Earlier in the year I was invited by Ford to attend the company’s digital summit, held alongside the North American International Auto Show and got my first insight of how it is approaching public relations and is using social communications, bloggers and influencers. I spoke with the Ford’s Head of Global Social Media, Scott Monty and I was impressed, but it’s easy to present an image over a short period of time when you know people are watching – isn’t that what public relations is all about, after all? It’s delivering the right message, to the right people, at the right time, in the right way… it’s all about perception, right?

Don’t get me wrong, it wasn’t that I questioned Ford’s commitment to its community-building PR and marketing strategy – just that, having worked in PR for so many years and helped companies to create the right perceptions, it’s not always easy to maintain the standards you set when the focus isn’t on you. It’s all too easy to forget one of the key, but often forgotten, parts of public relations – the creation of mutually beneficial relationships between an organization and an audience [technically described as a public].

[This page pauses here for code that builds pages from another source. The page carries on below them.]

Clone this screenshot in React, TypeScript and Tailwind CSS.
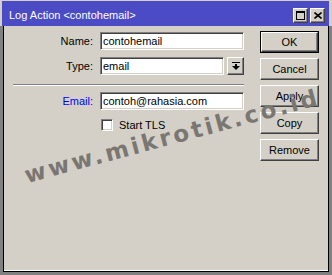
import React from 'react';

// Winbox style "Log Action" dialog
const raised =
  'bg-[#d4d0c8] border border-t-white border-l-white border-r-[#404040] border-b-[#404040] shadow-[inset_-1px_-1px_0_#808080]';
const sunken =
  'bg-white border border-t-[#808080] border-l-[#808080] border-r-white border-b-white shadow-[inset_1px_1px_0_#404040,inset_-1px_-1px_0_#d4d0c8]';

function DropIcon() {
  return (
    <svg width="8" height="8" viewBox="0 0 8 8" fill="#000">
      <rect x="0" y="0" width="8" height="1" />
      <rect x="3" y="2" width="2" height="2" />
      <polygon points="0,4 8,4 4,8" />
    </svg>
  );
}

function TitleButton({ kind }: { kind: 'max' | 'close' }) {
  return (
    <div className={`${raised} w-[15px] h-[15px] flex items-center justify-center`}>
      {kind === 'max' ? (
        <svg width="9" height="9" viewBox="0 0 9 9">
          <rect x="0.5" y="0.5" width="8" height="8" fill="none" stroke="#000" />
          <rect x="0" y="0" width="9" height="2" fill="#000" />
        </svg>
      ) : (
        <svg width="8" height="7" viewBox="0 0 8 7" stroke="#000" strokeWidth="1.6">
          <line x1="0.5" y1="0.5" x2="7.5" y2="6.5" />
          <line x1="7.5" y1="0.5" x2="0.5" y2="6.5" />
        </svg>
      )}
    </div>
  );
}

function Field({ label, value, blue }: { label: string; value: string; blue?: boolean }) {
  return (
    <div className="flex items-center h-[18px]">
      <div className={`w-[89px] text-right ${blue ? 'text-[#0000ff]' : 'text-black'}`}>{label}</div>
      <div className={`${sunken} ml-[7px] w-[144px] h-[18px] flex items-center pl-[2px]`}>{value}</div>
    </div>
  );
}

function Button({ label, primary }: { label: string; primary?: boolean }) {
  if (primary) {
    return (
      <div className="w-[59px] h-[22px] border border-black">
        <div className={`${raised} w-full h-full flex items-center justify-center`}>{label}</div>
      </div>
    );
  }
  return <div className={`${raised} w-[59px] h-[22px] flex items-center justify-center`}>{label}</div>;
}

export default function App() {
  return (
    <div className="relative w-[332px] h-[275px] bg-[#808080] overflow-hidden flex flex-col font-['Liberation_Sans',Arial,sans-serif] text-[11px] text-black">
      {/* title bar */}
      <div className="h-[26px] bg-[#d4d0c8] pt-[1px] pl-[2px] pr-[3px]">
        <div className="h-[25px] bg-[#4b4cc5] flex items-center pl-[7px] pr-[4px] pt-[4px]">
          <div className="flex-1 text-white text-[11px]">Log Action &lt;contohemail&gt;</div>
          <div className="flex gap-[2px]">
            <TitleButton kind="max" />
            <TitleButton kind="close" />
          </div>
        </div>
      </div>

      {/* body */}
      <div className="flex-1 px-[3px] pb-[3px] flex">
        <div className="flex-1 border-l border-r border-b border-black bg-[#d4d0c8] shadow-[inset_0_-1px_0_#ffffff] flex pt-[5px]">
          <div className="flex flex-col pt-[1px]">
            <Field label="Name:" value="contohemail" />
            <div className="flex items-center h-[18px] mt-[7px]">
              <div className="w-[89px] text-right">Type:</div>
              <div className={`${sunken} ml-[7px] w-[124px] h-[18px] flex items-center pl-[2px]`}>email</div>
              <div className={`${raised} ml-[3px] w-[17px] h-[18px] flex items-center justify-center`}>
                <DropIcon />
              </div>
            </div>
            <div className="ml-[9px] mt-[9px] w-[231px] h-[2px] border-t border-t-[#808080] border-b border-b-white" />
            <div className="mt-[6px]">
              <Field label="Email:" value="contoh@rahasia.com" blue />
            </div>
            <div className="flex items-center mt-[7px] ml-[97px]">
              <div className={`${sunken} w-[12px] h-[12px]`} />
              <span className="ml-[6px]">Start TLS</span>
            </div>
          </div>
          <div className="ml-[16px] flex flex-col gap-[5px]">
            <Button label="OK" primary />
            <Button label="Cancel" />
            <Button label="Apply" />
            <Button label="Copy" />
            <Button label="Remove" />
          </div>
        </div>
      </div>

      {/* watermark */}
      <div className="absolute left-[28px] top-[164px] origin-bottom-left -rotate-[15deg] whitespace-nowrap font-['DejaVu_Sans',sans-serif] font-bold text-[23px] leading-none tracking-[3px] text-[#7a7773]">
        www.mikrotik.co.id
      </div>
    </div>
  );
}
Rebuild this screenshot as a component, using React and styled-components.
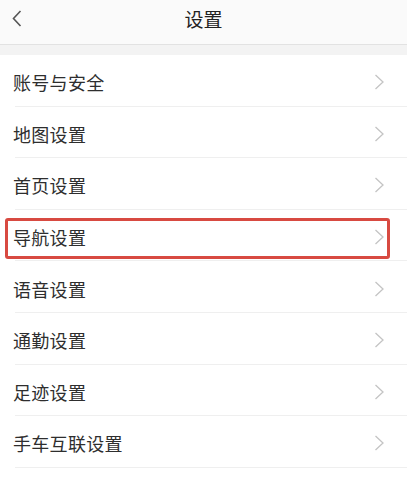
import React from "react";
import styled, { createGlobalStyle } from "styled-components";

const GlobalStyle = createGlobalStyle`
  html, body {
    margin: 0;
    padding: 0;
    background: #f3f3f3;
    overflow: hidden;
  }
  body {
    font-family: "Noto Sans CJK SC", "Noto Sans", sans-serif;
  }
`;

const Page = styled.div`
  width: 407px;
  height: 487px;
  overflow: hidden;
  background: #f3f3f3;
`;

const Header = styled.div`
  height: 44px;
  display: flex;
  align-items: center;
  justify-content: center;
  position: relative;
  background: #fafafa;
  border-bottom: 1px solid #e2e2e2;
`;

const BackButton = styled.div`
  position: absolute;
  left: 8px;
  top: 9px;
  width: 18px;
  height: 18px;
  display: flex;
  align-items: center;
  justify-content: center;
`;

const Title = styled.h1`
  margin: 0;
  font-size: 19px;
  font-weight: 400;
  color: #222;
  transform: translateY(-4px);
`;

const List = styled.div`
  margin-top: 10px;
  background: #fff;
`;

const Row = styled.div`
  position: relative;
  height: 51.6px;
  box-sizing: border-box;
  display: flex;
  align-items: center;
  justify-content: space-between;
  padding: 3px 22px 0 13px;

  &::after {
    content: "";
    position: absolute;
    left: 15px;
    right: 0;
    bottom: 0;
    height: 1px;
    background: #efefef;
  }
`;

const Label = styled.span`
  font-size: 18px;
  color: #2e2e2e;
  letter-spacing: 0.3px;
`;

const Highlight = styled.div`
  position: absolute;
  left: 5px;
  right: 17px;
  top: 8px;
  height: 41px;
  box-sizing: border-box;
  border: 3px solid #d84a41;
  border-radius: 3px;
  pointer-events: none;
`;

const items = [
  "账号与安全",
  "地图设置",
  "首页设置",
  "导航设置",
  "语音设置",
  "通勤设置",
  "足迹设置",
  "手车互联设置",
  "常用车辆设置",
];

function Chevron() {
  return (
    <svg width="11" height="16" viewBox="0 0 11 16">
      <path d="M1.5 1 L9 8 L1.5 15" fill="none" stroke="#c4c4c4" strokeWidth="1.3" />
    </svg>
  );
}

export default function App() {
  return (
    <Page>
      <GlobalStyle />
      <Header>
        <BackButton>
          <svg width="10" height="17" viewBox="0 0 10 17">
            <path d="M8.5 1 L1.5 8.5 L8.5 16" fill="none" stroke="#555" strokeWidth="1.6" />
          </svg>
        </BackButton>
        <Title>设置</Title>
      </Header>
      <List>
        {items.map((item, i) => (
          <Row key={item}>
            <Label>{item}</Label>
            <Chevron />
            {i === 3 && <Highlight />}
          </Row>
        ))}
      </List>
    </Page>
  );
}
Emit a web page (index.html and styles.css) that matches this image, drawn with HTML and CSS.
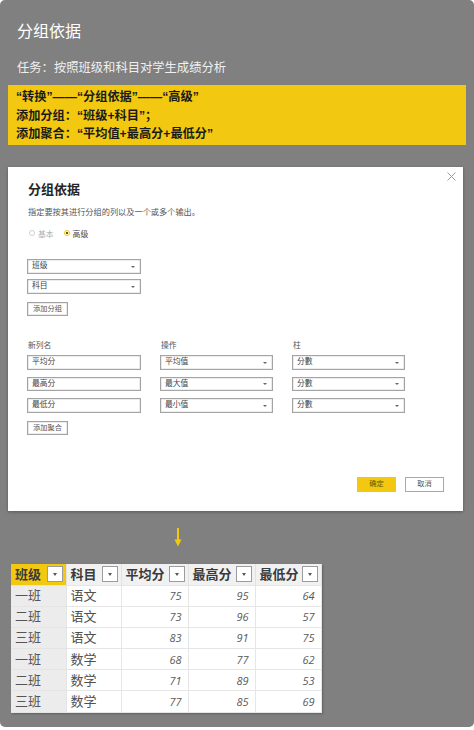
FILE: index.html
```html
<!DOCTYPE html>
<html lang="zh">
<head>
<meta charset="utf-8">
<title>分组依据</title>
<link rel="stylesheet" href="styles.css">
</head>
<body>
<div class="panel">
  <h1 class="title">分组依据</h1>
  <p class="task">任务：按照班级和科目对学生成绩分析</p>
  <div class="note">
    <div>“转换”——“分组依据”——“高级”</div>
    <div>添加分组：“班级+科目”；</div>
    <div>添加聚合：“平均值+最高分+最低分”</div>
  </div>

  <div class="dialog">
    <svg class="close" width="9" height="9" viewBox="0 0 9 9"><path d="M0.5 0.5L8.5 8.5M8.5 0.5L0.5 8.5" stroke="#9a9a9a" stroke-width="1" fill="none"/></svg>
    <h2 class="dlg-title">分组依据</h2>
    <p class="desc">指定要按其进行分组的列以及一个或多个输出。</p>
    <div class="radios">
      <span class="radio"></span><span class="radio-label off">基本</span>
      <span class="radio on"></span><span class="radio-label">高级</span>
    </div>

    <div class="groups">
      <div class="field select">班级<span class="caret"></span></div>
      <div class="field select">科目<span class="caret"></span></div>
      <div class="btn">添加分组</div>
    </div>

    <div class="aggs">
      <div class="agg-row labels">
        <span>新列名</span><span>操作</span><span>柱</span>
      </div>
      <div class="agg-row">
        <div class="field">平均分</div>
        <div class="field select">平均值<span class="caret"></span></div>
        <div class="field select">分數<span class="caret"></span></div>
      </div>
      <div class="agg-row">
        <div class="field">最高分</div>
        <div class="field select">最大值<span class="caret"></span></div>
        <div class="field select">分數<span class="caret"></span></div>
      </div>
      <div class="agg-row">
        <div class="field">最低分</div>
        <div class="field select">最小值<span class="caret"></span></div>
        <div class="field select">分數<span class="caret"></span></div>
      </div>
      <div class="btn">添加聚合</div>
    </div>

    <div class="footer">
      <div class="fbtn primary">确定</div>
      <div class="fbtn">取消</div>
    </div>
  </div>

  <div class="arrow">
    <svg width="8" height="19" viewBox="0 0 8 19"><path d="M4 0V13" stroke="#f2c811" stroke-width="2"/><path d="M0.5 11.5L4 18.5L7.5 11.5Z" fill="#f2c811"/></svg>
  </div>

  <table class="result">
    <thead>
      <tr>
        <th class="key"><span>班级</span><i class="dd"></i></th>
        <th><span>科目</span><i class="dd"></i></th>
        <th><span>平均分</span><i class="dd"></i></th>
        <th><span>最高分</span><i class="dd"></i></th>
        <th><span>最低分</span><i class="dd"></i></th>
      </tr>
    </thead>
    <tbody>
      <tr><td class="rh">一班</td><td>语文</td><td class="n">75</td><td class="n">95</td><td class="n">64</td></tr>
      <tr><td class="rh">二班</td><td>语文</td><td class="n">73</td><td class="n">96</td><td class="n">57</td></tr>
      <tr><td class="rh">三班</td><td>语文</td><td class="n">83</td><td class="n">91</td><td class="n">75</td></tr>
      <tr><td class="rh">一班</td><td>数学</td><td class="n">68</td><td class="n">77</td><td class="n">62</td></tr>
      <tr><td class="rh">二班</td><td>数学</td><td class="n">71</td><td class="n">89</td><td class="n">53</td></tr>
      <tr><td class="rh">三班</td><td>数学</td><td class="n">77</td><td class="n">85</td><td class="n">69</td></tr>
    </tbody>
  </table>
</div>
</body>
</html>
```

FILE: styles.css
```css
html, body {
  margin: 0;
  padding: 0;
  background: #ffffff;
}
body {
  font-family: "Liberation Sans", "Noto Sans CJK SC", sans-serif;
}
.panel {
  width: 474px;
  height: 727px;
  box-sizing: border-box;
  background: #808080;
  border-radius: 5px;
  padding: 0 8px 0 8px;
  overflow: hidden;
}
.title {
  margin: 22px 0 0 9px;
  font-size: 16px;
  line-height: 20px;
  font-weight: normal;
  color: #ffffff;
}
.task {
  margin: 18px 0 0 9px;
  font-size: 12.3px;
  line-height: 16px;
  color: #f0f0f0;
}
.note {
  margin-top: 9px;
  width: 458px;
  box-sizing: border-box;
  background: #f2c811;
  padding: 3px 8px 1px 8px;
  font-size: 12.2px;
  line-height: 18.5px;
  font-weight: bold;
  color: #1a1a1a;
}
.dialog {
  position: relative;
  margin-top: 22.5px;
  width: 455px;
  box-sizing: border-box;
  background: #ffffff;
  padding: 15px 19px 19px 19px;
  box-shadow: 0 1px 3px rgba(0,0,0,0.3);
}
.close {
  position: absolute;
  right: 7px;
  top: 5px;
}
.dlg-title {
  margin: 0 0 0 1px;
  font-size: 13px;
  line-height: 16px;
  font-weight: bold;
  color: #252525;
}
.desc {
  margin: 9px 0 0 1px;
  font-size: 8.2px;
  line-height: 12px;
  color: #555555;
}
.radios {
  margin-top: 8px;
  margin-left: 2px;
  display: flex;
  align-items: center;
  height: 12px;
  font-size: 7.8px;
  color: #444444;
}
.radio {
  width: 4px;
  height: 4px;
  border: 1px solid #cfcfcf;
  border-radius: 50%;
  margin-right: 3px;
  box-sizing: content-box;
}
.radio.on {
  border-color: #f2c811;
  background: radial-gradient(circle, #6b5a00 0 1.2px, #ffffff 1.6px);
  margin-left: 10px;
}
.radio-label.off {
  color: #b0b0b0;
}
.groups {
  margin-top: 20px;
  display: flex;
  flex-direction: column;
  align-items: flex-start;
  gap: 5.5px;
}
.groups .btn {
  margin-top: 2.5px;
}
.field {
  position: relative;
  width: 114px;
  height: 14.5px;
  box-sizing: border-box;
  border: 1px solid #a4a4a4;
  box-shadow: inset 0 0 0 0.6px #dcdcdc;
  padding-left: 4px;
  font-size: 7.8px;
  line-height: 12.5px;
  color: #444444;
  background: #ffffff;
}
.caret {
  position: absolute;
  right: 5px;
  top: 5.5px;
  width: 0;
  height: 0;
  border-left: 2px solid transparent;
  border-right: 2px solid transparent;
  border-top: 2px solid #666666;
}
.btn {
  height: 14.5px;
  width: 41px;
  box-sizing: border-box;
  border: 1px solid #a3a3a3;
  box-shadow: inset 0 0 0 0.6px #dcdcdc;
  font-size: 7.2px;
  line-height: 12.5px;
  text-align: center;
  color: #555555;
  background: #ffffff;
}
.aggs {
  margin-top: 25px;
  display: flex;
  flex-direction: column;
  align-items: flex-start;
  gap: 7px;
}
.agg-row {
  display: grid;
  grid-template-columns: 114px 113px 113px;
  column-gap: 19px;
}
.agg-row.labels {
  font-size: 7.8px;
  line-height: 10px;
  color: #555555;
  margin-bottom: -3px;
}
.agg-row.labels span {
  padding-left: 1px;
}
.agg-row .field {
  width: auto;
}
.aggs .btn {
  margin-top: 1px;
}
.footer {
  margin-top: 42px;
  display: flex;
  justify-content: flex-end;
  gap: 9px;
  padding-right: 0;
}
.fbtn {
  width: 39px;
  height: 14.5px;
  box-sizing: border-box;
  border: 1px solid #a8a8a8;
  font-size: 7.2px;
  line-height: 12.5px;
  text-align: center;
  color: #555555;
  background: #ffffff;
}
.fbtn.primary {
  background: #f2c811;
  border-color: #f2c811;
  color: #6b5400;
}
.arrow {
  height: 53px;
  display: flex;
  align-items: center;
  padding-left: 166px;
  padding-top: 0;
}
.arrow svg {
  display: block;
}
.result {
  margin-left: 3px;
  border-collapse: collapse;
  background: #ffffff;
  box-shadow: 1px 1px 2px rgba(0,0,0,0.25);
  table-layout: fixed;
}
.result th, .result td {
  padding: 0;
  box-sizing: border-box;
}
.result th {
  height: 21px;
  background: #f1f1f1;
  text-align: left;
  font-size: 13px;
  font-weight: bold;
  color: #3a3a3a;
  position: relative;
  border-right: 1px solid #e2e2e2;
  padding-left: 4px;
}
.result th.key {
  background: #f2c811;
}
.result th span {
  display: inline-block;
  line-height: 21px;
}
.dd {
  position: absolute;
  right: 3px;
  top: 2.5px;
  width: 16px;
  height: 16px;
  box-sizing: border-box;
  border: 1px solid #9c9c9c;
  background: #ffffff;
}
.dd::after {
  content: "";
  position: absolute;
  left: 5px;
  top: 6px;
  border-left: 2.5px solid transparent;
  border-right: 2.5px solid transparent;
  border-top: 3px solid #555555;
}
.result th:nth-child(1), .result td:nth-child(1) { width: 55px; }
.result th:nth-child(2), .result td:nth-child(2) { width: 55px; }
.result th:nth-child(3), .result td:nth-child(3) { width: 67px; }
.result th:nth-child(4), .result td:nth-child(4) { width: 67px; }
.result th:nth-child(5), .result td:nth-child(5) { width: 66px; }
.result td {
  height: 21.2px;
  border: 1px solid #e6e6e6;
  border-left: 0;
  font-size: 13px;
  color: #505050;
  padding-left: 4px;
  line-height: 19px;
}
.result td.rh {
  background: #ececec;
  border-color: #e4e4e4;
  color: #555555;
}
.result td.n {
  text-align: right;
  padding-right: 6px;
  font-family: "Open Sans", "DejaVu Sans", sans-serif;
  font-style: italic;
  font-size: 11px;
  color: #5a5a5a;
}
```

It’s far easier to focus on the short-term “when can I expect the coverage” than it is to build a long-term mutually beneficial relationship, but if I had any doubt that FORD gets it the last few weeks have answered them. Their tagline says Go Further – and FORD’s PR and social strategy is focused on the journey – building long-term relationships with its stakeholders – not just the destination.  More businesses need to understand this.